America owes its macroeconomic good fortune to Washington muscling through a giant and successful stimulus in the spring—a policy victory that Congress and the outgoing Trump administration are doing their best to cram into the jaws of defeat.
The United States came into the coronavirus recession with a few structural advantages, including a highly diversified economy. Countries dependent on a single hard-hit industry—Spain on tourism, for instance—have tended to falter regardless of their health or macroeconomic response. The U.S. is also lucky not to have to rely on exports for growth. World Bank data show that sales abroad account for 12 percent of our gross domestic product, compared with 18 percent in Japan, 32 percent in Canada, and 47 percent in Germany. This means that the collapse in global trade during the pandemic has hit other countries far harder than the U.S.

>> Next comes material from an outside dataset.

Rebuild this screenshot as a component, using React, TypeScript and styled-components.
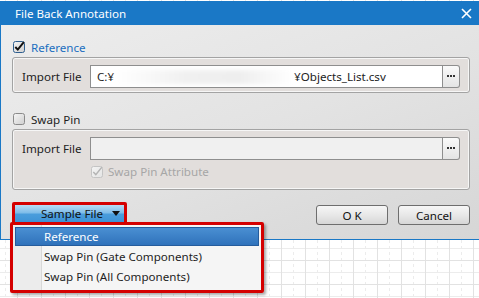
import styled, { createGlobalStyle } from "styled-components";

const Global = createGlobalStyle`
  html, body {
    margin: 0;
    padding: 0;
    width: 479px;
    height: 298px;
    overflow: hidden;
    font-family: "Noto Sans", "DejaVu Sans", sans-serif;
    background-color: #ffffff;
    background-image:
      linear-gradient(90deg, #e2e2e2 1px, transparent 1px),
      linear-gradient(0deg, #e2e2e2 1px, transparent 1px),
      repeating-linear-gradient(0deg, #ffffff 0 3px, transparent 3px 6px),
      linear-gradient(90deg, #ececec 1px, transparent 1px),
      linear-gradient(0deg, #ececec 1px, transparent 1px);
    background-size: 24px 24px, 24px 24px, 6px 6px, 12px 12px, 12px 12px;
    background-position: 17px 0, 0 21px, 0 0, 5px 0, 0 9px;
  }
`;

const Page = styled.div`
  position: relative;
  padding-top: 1px;
`;

const Dialog = styled.div`
  width: 480px;
  border-left: 1px solid #1a78c6;
  border-bottom: 1px solid #1a78c6;
  box-sizing: border-box;
`;

const TitleBar = styled.div`
  height: 24px;
  background: #1a78c6;
  color: #ffffff;
  display: flex;
  align-items: center;
  justify-content: space-between;
  padding: 0 8px 0 14px;
  font-size: 11.6px;
`;

const Body = styled.div`
  height: 214px;
  background: linear-gradient(160deg, #ededed 0%, #e3e3e3 50%, #d6d6d6 100%);
  padding: 15px 10px 0 11px;
  box-sizing: border-box;
  display: flex;
  flex-direction: column;
  font-size: 11.6px;
`;

const CheckRow = styled.label<{ $active?: boolean; $mt?: number }>`
  display: flex;
  align-items: center;
  gap: 6px;
  height: 14px;
  margin-top: ${(p) => p.$mt ?? 0}px;
  color: ${(p) => (p.$active ? "#1b6fc0" : "#1e1e1e")};
  margin-left: 1px;
`;

const Group = styled.div<{ $h: number }>`
  margin-top: 3px;
  height: ${(p) => p.$h}px;
  background: #e2dedc;
  border: 1px solid #a3a3a3;
  border-radius: 3px;
  box-shadow: inset 0 0 0 1px #f6f6f6;
  box-sizing: border-box;
  padding: 7px 9px 0 9px;
  display: flex;
  flex-direction: column;
`;

const FieldRow = styled.div`
  display: flex;
  align-items: center;
  height: 23px;
`;

const FieldLabel = styled.span`
  width: 68px;
  color: #222;
`;

const Input = styled.div<{ $disabled?: boolean }>`
  flex: 1;
  min-width: 0;
  height: 23px;
  box-sizing: border-box;
  border: 1px solid #8e8e8e;
  background: ${(p) => (p.$disabled ? "#f0f0f0" : "#ffffff")};
  display: flex;
  align-items: center;
  padding-left: 6px;
  white-space: nowrap;
  overflow: hidden;
  color: #222;
`;

const Blur = styled.span`
  flex: 0 0 178px;
  height: 14px;
  margin: 0 1px;
  background: linear-gradient(90deg, #fff 0%, #f0f0f0 40%, #eeeeee 70%, #fff 100%);
  filter: blur(2px);
`;

const Browse = styled.div`
  width: 17px;
  height: 23px;
  box-sizing: border-box;
  border: 1px solid #8e8e8e;
  border-left: none;
  border-radius: 0 3px 3px 0;
  background: linear-gradient(#fafafa, #e4e4e4);
  display: flex;
  align-items: center;
  justify-content: center;
  gap: 1px;
  padding-bottom: 2px;
`;

const Dot = styled.span`
  width: 2px;
  height: 2px;
  background: #333;
`;

const SubCheck = styled.div`
  display: flex;
  align-items: center;
  gap: 5px;
  margin: 4px 0 0 69px;
  color: #a6a6a6;
`;

const Footer = styled.div`
  margin-top: 12px;
  display: flex;
  align-items: flex-start;
`;

const SampleWrap = styled.div`
  position: relative;
  border: 3px solid #d40000;
  border-radius: 2px;
`;

const SampleButton = styled.div`
  width: 109px;
  height: 17px;
  box-sizing: border-box;
  padding-left: 26px;
  background: linear-gradient(#b9dcf4 0%, #7fbde9 45%, #4a9ddc 55%, #3f93d6 100%);
  display: flex;
  align-items: center;
  color: #111;
`;

const Caret = styled.span`
  width: 0;
  height: 0;
  border-left: 4px solid transparent;
  border-right: 4px solid transparent;
  border-top: 5px solid #111;
  margin-left: 9px;
`;

const Spacer = styled.div`
  flex: 1;
`;

const DialogButton = styled.div<{ $ml?: number }>`
  margin-top: 3px;
  margin-left: ${(p) => p.$ml ?? 0}px;
  width: 72px;
  height: 20px;
  box-sizing: border-box;
  border: 1px solid #6e6e6e;
  border-radius: 3px;
  background: linear-gradient(#f6f6f6 0%, #e8e8e8 50%, #d6d6d6 100%);
  display: flex;
  align-items: center;
  justify-content: center;
  color: #111;
`;

const Menu = styled.div`
  position: absolute;
  left: -5px;
  top: 17px;
  width: 254px;
  border: 3px solid #d40000;
  border-radius: 2px;
  box-sizing: border-box;
  background: linear-gradient(90deg, #ececec 0 28px, #d8d8d8 28px 29px, #f5f5f5 29px);
  padding: 2px 2px 3px 2px;
  box-shadow: 2px 2px 3px rgba(0, 0, 0, 0.35);
  z-index: 5;
`;

const MenuItem = styled.div<{ $selected?: boolean; $h: number }>`
  height: ${(p) => p.$h}px;
  box-sizing: border-box;
  display: flex;
  align-items: center;
  color: ${(p) => (p.$selected ? "#ffffff" : "#1e1e1e")};
  background: ${(p) =>
    p.$selected ? "linear-gradient(#4a8fd2, #2f72bb)" : "transparent"};
  border: ${(p) => (p.$selected ? "1px solid #255c9c" : "none")};
  padding-left: ${(p) => (p.$selected ? 28 : 29)}px;
`;

const CheckBox = ({ checked, disabled }: { checked?: boolean; disabled?: boolean }) => (
  <svg width="12" height="12" viewBox="0 0 12 12">
    <defs>
      <linearGradient id={disabled ? "cbd" : "cb"} x1="0" y1="0" x2="1" y2="1">
        <stop offset="0" stopColor={disabled ? "#f4f4f4" : "#f6f6f6"} />
        <stop offset="1" stopColor={disabled ? "#e4e4e4" : "#cfcfcf"} />
      </linearGradient>
    </defs>
    <rect
      x="0.5"
      y="0.5"
      width="11"
      height="11"
      rx="2"
      fill={`url(#${disabled ? "cbd" : "cb"})`}
      stroke={disabled ? "#c4c4c4" : checked ? "#2f5f8f" : "#8a8a8a"}
    />
    {checked && (
      <path
        d="M2.3 6 L4.8 8.6 L10.8 1.2"
        fill="none"
        stroke={disabled ? "#b4b4b4" : "#111"}
        strokeWidth={disabled ? 1.4 : 2}
      />
    )}
  </svg>
);

const Close = () => (
  <svg width="11" height="11" viewBox="0 0 11 11">
    <path d="M1 1 L10 10 M10 1 L1 10" stroke="#fff" strokeWidth="1.6" />
  </svg>
);

const Dots = () => (
  <Browse>
    <Dot />
    <Dot />
    <Dot />
  </Browse>
);

export default function App() {
  return (
    <>
      <Global />
      <Page>
        <Dialog>
          <TitleBar>
            <span>File Back Annotation</span>
            <Close />
          </TitleBar>
          <Body>
            <CheckRow $active>
              <CheckBox checked />
              Reference
            </CheckRow>
            <Group $h={36}>
              <FieldRow>
                <FieldLabel>Import File</FieldLabel>
                <Input>
                  <span>C:¥</span>
                  <Blur />
                  <span>¥Objects_List.csv</span>
                </Input>
                <Dots />
              </FieldRow>
            </Group>
            <CheckRow $mt={19}>
              <CheckBox />
              Swap Pin
            </CheckRow>
            <Group $h={61}>
              <FieldRow>
                <FieldLabel>Import File</FieldLabel>
                <Input $disabled />
                <Dots />
              </FieldRow>
              <SubCheck>
                <CheckBox checked disabled />
                Swap Pin Attribute
              </SubCheck>
            </Group>
            <Footer>
              <SampleWrap>
                <SampleButton>
                  Sample File
                  <Caret />
                </SampleButton>
                <Menu>
                  <MenuItem $selected $h={19}>Reference</MenuItem>
                  <MenuItem $h={20}>Swap Pin (Gate Components)</MenuItem>
                  <MenuItem $h={21}>Swap Pin (All Components)</MenuItem>
                </Menu>
              </SampleWrap>
              <Spacer />
              <DialogButton>O K</DialogButton>
              <DialogButton $ml={10}>Cancel</DialogButton>
            </Footer>
          </Body>
        </Dialog>
      </Page>
    </>
  );
}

Another structural advantage is that Washington prints the world’s reserve currency, which means that it tends to suck in global capital flows when uncertainty is high, “as in a pandemic,” Mark Zandi of Moody’s Analytics told me. That pushes up American asset values and lowers American borrowing costs. The U.S. labor market is also more flexible than those in other countries, Zandi noted. “Americans are more willing to adopt new technologies, to move for a job, and [to] make big changes in how they live and work.” That makes absorbing big, strange shocks easier.